--- GOAL OF THE EXERCISE ---
Below are the records; reproduce all of them exactly but without any images.

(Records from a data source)
--- begin ---
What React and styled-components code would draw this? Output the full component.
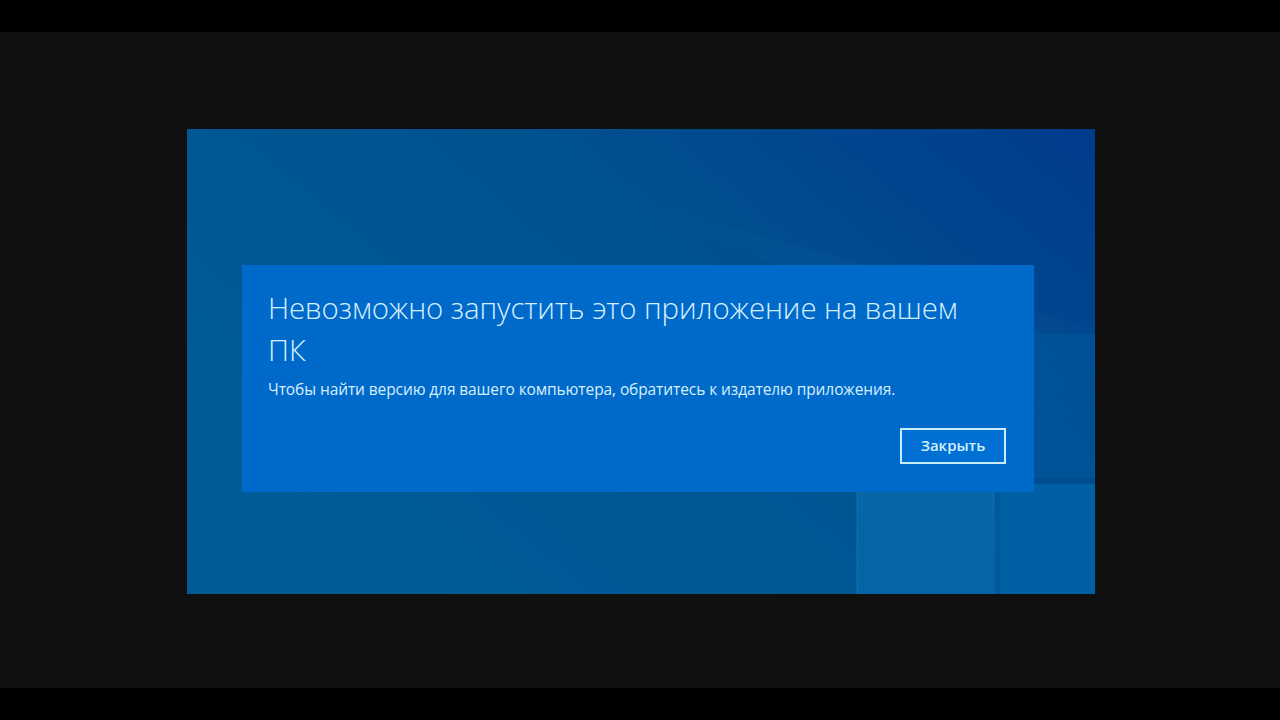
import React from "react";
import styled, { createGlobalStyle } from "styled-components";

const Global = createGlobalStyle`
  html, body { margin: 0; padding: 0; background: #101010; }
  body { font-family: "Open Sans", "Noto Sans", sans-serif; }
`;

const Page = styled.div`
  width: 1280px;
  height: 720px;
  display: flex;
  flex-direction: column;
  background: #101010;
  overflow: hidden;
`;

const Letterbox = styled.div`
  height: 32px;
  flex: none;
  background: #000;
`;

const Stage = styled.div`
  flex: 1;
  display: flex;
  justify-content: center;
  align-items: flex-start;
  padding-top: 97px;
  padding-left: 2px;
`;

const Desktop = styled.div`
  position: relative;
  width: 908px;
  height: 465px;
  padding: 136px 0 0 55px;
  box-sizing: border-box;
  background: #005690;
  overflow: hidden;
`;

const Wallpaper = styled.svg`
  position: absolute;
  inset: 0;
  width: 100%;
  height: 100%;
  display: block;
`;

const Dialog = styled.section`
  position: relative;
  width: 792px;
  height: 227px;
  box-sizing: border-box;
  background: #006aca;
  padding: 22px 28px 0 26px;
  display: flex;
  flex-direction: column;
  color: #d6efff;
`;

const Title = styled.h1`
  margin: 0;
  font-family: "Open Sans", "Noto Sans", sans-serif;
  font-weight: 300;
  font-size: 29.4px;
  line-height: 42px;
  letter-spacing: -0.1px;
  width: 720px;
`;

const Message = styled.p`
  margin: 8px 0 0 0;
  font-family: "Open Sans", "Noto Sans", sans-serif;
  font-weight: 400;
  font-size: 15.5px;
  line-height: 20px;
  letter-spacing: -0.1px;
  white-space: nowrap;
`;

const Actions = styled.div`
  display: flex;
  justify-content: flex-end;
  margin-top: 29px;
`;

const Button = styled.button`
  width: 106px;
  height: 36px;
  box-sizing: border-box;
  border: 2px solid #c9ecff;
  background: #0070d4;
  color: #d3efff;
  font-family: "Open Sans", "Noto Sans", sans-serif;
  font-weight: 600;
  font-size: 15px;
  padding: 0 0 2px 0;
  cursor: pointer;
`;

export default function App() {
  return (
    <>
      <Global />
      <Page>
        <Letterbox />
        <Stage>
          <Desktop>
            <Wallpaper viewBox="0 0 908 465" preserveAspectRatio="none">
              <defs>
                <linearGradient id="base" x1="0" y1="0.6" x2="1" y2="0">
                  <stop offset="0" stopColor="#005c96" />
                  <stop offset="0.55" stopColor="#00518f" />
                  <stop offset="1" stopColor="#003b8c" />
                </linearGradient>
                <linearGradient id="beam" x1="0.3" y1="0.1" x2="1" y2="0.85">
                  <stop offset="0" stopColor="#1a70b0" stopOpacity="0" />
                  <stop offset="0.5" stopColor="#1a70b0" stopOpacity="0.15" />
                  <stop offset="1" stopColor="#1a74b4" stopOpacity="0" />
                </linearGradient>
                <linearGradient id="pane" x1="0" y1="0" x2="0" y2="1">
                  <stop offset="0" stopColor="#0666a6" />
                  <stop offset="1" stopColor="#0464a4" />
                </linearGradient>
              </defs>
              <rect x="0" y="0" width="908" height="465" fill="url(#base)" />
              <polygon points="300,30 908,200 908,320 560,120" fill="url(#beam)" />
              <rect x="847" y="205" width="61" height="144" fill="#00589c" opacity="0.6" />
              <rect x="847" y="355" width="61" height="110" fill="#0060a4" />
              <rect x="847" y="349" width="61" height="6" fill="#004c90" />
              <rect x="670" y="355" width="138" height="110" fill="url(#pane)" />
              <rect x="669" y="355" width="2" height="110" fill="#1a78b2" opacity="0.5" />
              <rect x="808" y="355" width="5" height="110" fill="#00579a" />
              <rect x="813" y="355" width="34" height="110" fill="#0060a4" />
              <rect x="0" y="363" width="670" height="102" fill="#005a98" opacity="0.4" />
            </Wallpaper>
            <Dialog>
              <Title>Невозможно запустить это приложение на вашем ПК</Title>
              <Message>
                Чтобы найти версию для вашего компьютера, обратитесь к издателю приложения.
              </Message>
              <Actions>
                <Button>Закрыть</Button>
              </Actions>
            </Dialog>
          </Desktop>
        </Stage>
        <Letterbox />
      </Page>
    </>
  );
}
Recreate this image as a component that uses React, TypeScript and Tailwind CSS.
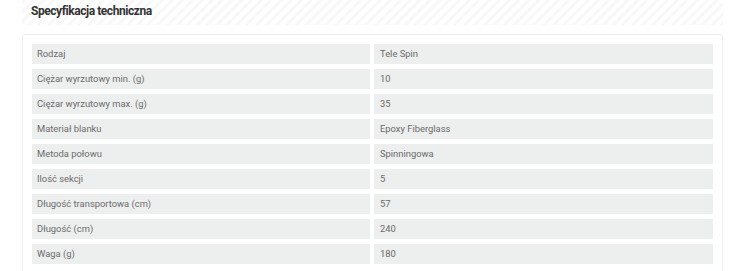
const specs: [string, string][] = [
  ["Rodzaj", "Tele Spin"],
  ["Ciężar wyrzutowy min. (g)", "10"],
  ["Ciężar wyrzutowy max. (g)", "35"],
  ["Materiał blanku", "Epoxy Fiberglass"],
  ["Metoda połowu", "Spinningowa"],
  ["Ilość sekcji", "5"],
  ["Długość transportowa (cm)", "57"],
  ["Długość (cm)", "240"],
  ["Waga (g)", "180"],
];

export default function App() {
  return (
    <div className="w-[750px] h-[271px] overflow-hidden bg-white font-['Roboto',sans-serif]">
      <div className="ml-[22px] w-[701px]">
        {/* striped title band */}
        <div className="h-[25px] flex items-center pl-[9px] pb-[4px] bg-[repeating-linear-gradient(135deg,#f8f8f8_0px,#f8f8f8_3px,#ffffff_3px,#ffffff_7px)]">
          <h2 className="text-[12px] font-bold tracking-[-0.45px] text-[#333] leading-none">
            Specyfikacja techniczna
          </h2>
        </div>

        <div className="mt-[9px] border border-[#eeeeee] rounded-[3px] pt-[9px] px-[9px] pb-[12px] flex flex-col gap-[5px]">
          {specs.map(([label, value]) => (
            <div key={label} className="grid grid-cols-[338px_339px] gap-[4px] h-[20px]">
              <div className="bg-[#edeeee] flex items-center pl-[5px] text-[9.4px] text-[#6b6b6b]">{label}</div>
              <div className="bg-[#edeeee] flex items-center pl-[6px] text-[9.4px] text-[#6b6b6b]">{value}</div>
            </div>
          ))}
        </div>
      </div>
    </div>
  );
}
--- end ---
--- SOLUTION FOR THIS EXERCISE ---
What React and styled-components code would draw this? Output the full component.
import React from "react";
import styled, { createGlobalStyle } from "styled-components";

const Global = createGlobalStyle`
  html, body { margin: 0; padding: 0; background: #101010; }
  body { font-family: "Open Sans", "Noto Sans", sans-serif; }
`;

const Page = styled.div`
  width: 1280px;
  height: 720px;
  display: flex;
  flex-direction: column;
  background: #101010;
  overflow: hidden;
`;

const Letterbox = styled.div`
  height: 32px;
  flex: none;
  background: #000;
`;

const Stage = styled.div`
  flex: 1;
  display: flex;
  justify-content: center;
  align-items: flex-start;
  padding-top: 97px;
  padding-left: 2px;
`;

const Desktop = styled.div`
  position: relative;
  width: 908px;
  height: 465px;
  padding: 136px 0 0 55px;
  box-sizing: border-box;
  background: #005690;
  overflow: hidden;
`;

const Wallpaper = styled.svg`
  position: absolute;
  inset: 0;
  width: 100%;
  height: 100%;
  display: block;
`;

const Dialog = styled.section`
  position: relative;
  width: 792px;
  height: 227px;
  box-sizing: border-box;
  background: #006aca;
  padding: 22px 28px 0 26px;
  display: flex;
  flex-direction: column;
  color: #d6efff;
`;

const Title = styled.h1`
  margin: 0;
  font-family: "Open Sans", "Noto Sans", sans-serif;
  font-weight: 300;
  font-size: 29.4px;
  line-height: 42px;
  letter-spacing: -0.1px;
  width: 720px;
`;

const Message = styled.p`
  margin: 8px 0 0 0;
  font-family: "Open Sans", "Noto Sans", sans-serif;
  font-weight: 400;
  font-size: 15.5px;
  line-height: 20px;
  letter-spacing: -0.1px;
  white-space: nowrap;
`;

const Actions = styled.div`
  display: flex;
  justify-content: flex-end;
  margin-top: 29px;
`;

const Button = styled.button`
  width: 106px;
  height: 36px;
  box-sizing: border-box;
  border: 2px solid #c9ecff;
  background: #0070d4;
  color: #d3efff;
  font-family: "Open Sans", "Noto Sans", sans-serif;
  font-weight: 600;
  font-size: 15px;
  padding: 0 0 2px 0;
  cursor: pointer;
`;

export default function App() {
  return (
    <>
      <Global />
      <Page>
        <Letterbox />
        <Stage>
          <Desktop>
            <Wallpaper viewBox="0 0 908 465" preserveAspectRatio="none">
              <defs>
                <linearGradient id="base" x1="0" y1="0.6" x2="1" y2="0">
                  <stop offset="0" stopColor="#005c96" />
                  <stop offset="0.55" stopColor="#00518f" />
                  <stop offset="1" stopColor="#003b8c" />
                </linearGradient>
                <linearGradient id="beam" x1="0.3" y1="0.1" x2="1" y2="0.85">
                  <stop offset="0" stopColor="#1a70b0" stopOpacity="0" />
                  <stop offset="0.5" stopColor="#1a70b0" stopOpacity="0.15" />
                  <stop offset="1" stopColor="#1a74b4" stopOpacity="0" />
                </linearGradient>
                <linearGradient id="pane" x1="0" y1="0" x2="0" y2="1">
                  <stop offset="0" stopColor="#0666a6" />
                  <stop offset="1" stopColor="#0464a4" />
                </linearGradient>
              </defs>
              <rect x="0" y="0" width="908" height="465" fill="url(#base)" />
              <polygon points="300,30 908,200 908,320 560,120" fill="url(#beam)" />
              <rect x="847" y="205" width="61" height="144" fill="#00589c" opacity="0.6" />
              <rect x="847" y="355" width="61" height="110" fill="#0060a4" />
              <rect x="847" y="349" width="61" height="6" fill="#004c90" />
              <rect x="670" y="355" width="138" height="110" fill="url(#pane)" />
              <rect x="669" y="355" width="2" height="110" fill="#1a78b2" opacity="0.5" />
              <rect x="808" y="355" width="5" height="110" fill="#00579a" />
              <rect x="813" y="355" width="34" height="110" fill="#0060a4" />
              <rect x="0" y="363" width="670" height="102" fill="#005a98" opacity="0.4" />
            </Wallpaper>
            <Dialog>
              <Title>Невозможно запустить это приложение на вашем ПК</Title>
              <Message>
                Чтобы найти версию для вашего компьютера, обратитесь к издателю приложения.
              </Message>
              <Actions>
                <Button>Закрыть</Button>
              </Actions>
            </Dialog>
          </Desktop>
        </Stage>
        <Letterbox />
      </Page>
    </>
  );
}
Recreate this image as a component that uses React, TypeScript and Tailwind CSS.
const specs: [string, string][] = [
  ["Rodzaj", "Tele Spin"],
  ["Ciężar wyrzutowy min. (g)", "10"],
  ["Ciężar wyrzutowy max. (g)", "35"],
  ["Materiał blanku", "Epoxy Fiberglass"],
  ["Metoda połowu", "Spinningowa"],
  ["Ilość sekcji", "5"],
  ["Długość transportowa (cm)", "57"],
  ["Długość (cm)", "240"],
  ["Waga (g)", "180"],
];

export default function App() {
  return (
    <div className="w-[750px] h-[271px] overflow-hidden bg-white font-['Roboto',sans-serif]">
      <div className="ml-[22px] w-[701px]">
        {/* striped title band */}
        <div className="h-[25px] flex items-center pl-[9px] pb-[4px] bg-[repeating-linear-gradient(135deg,#f8f8f8_0px,#f8f8f8_3px,#ffffff_3px,#ffffff_7px)]">
          <h2 className="text-[12px] font-bold tracking-[-0.45px] text-[#333] leading-none">
            Specyfikacja techniczna
          </h2>
        </div>

        <div className="mt-[9px] border border-[#eeeeee] rounded-[3px] pt-[9px] px-[9px] pb-[12px] flex flex-col gap-[5px]">
          {specs.map(([label, value]) => (
            <div key={label} className="grid grid-cols-[338px_339px] gap-[4px] h-[20px]">
              <div className="bg-[#edeeee] flex items-center pl-[5px] text-[9.4px] text-[#6b6b6b]">{label}</div>
              <div className="bg-[#edeeee] flex items-center pl-[6px] text-[9.4px] text-[#6b6b6b]">{value}</div>
            </div>
          ))}
        </div>
      </div>
    </div>
  );
}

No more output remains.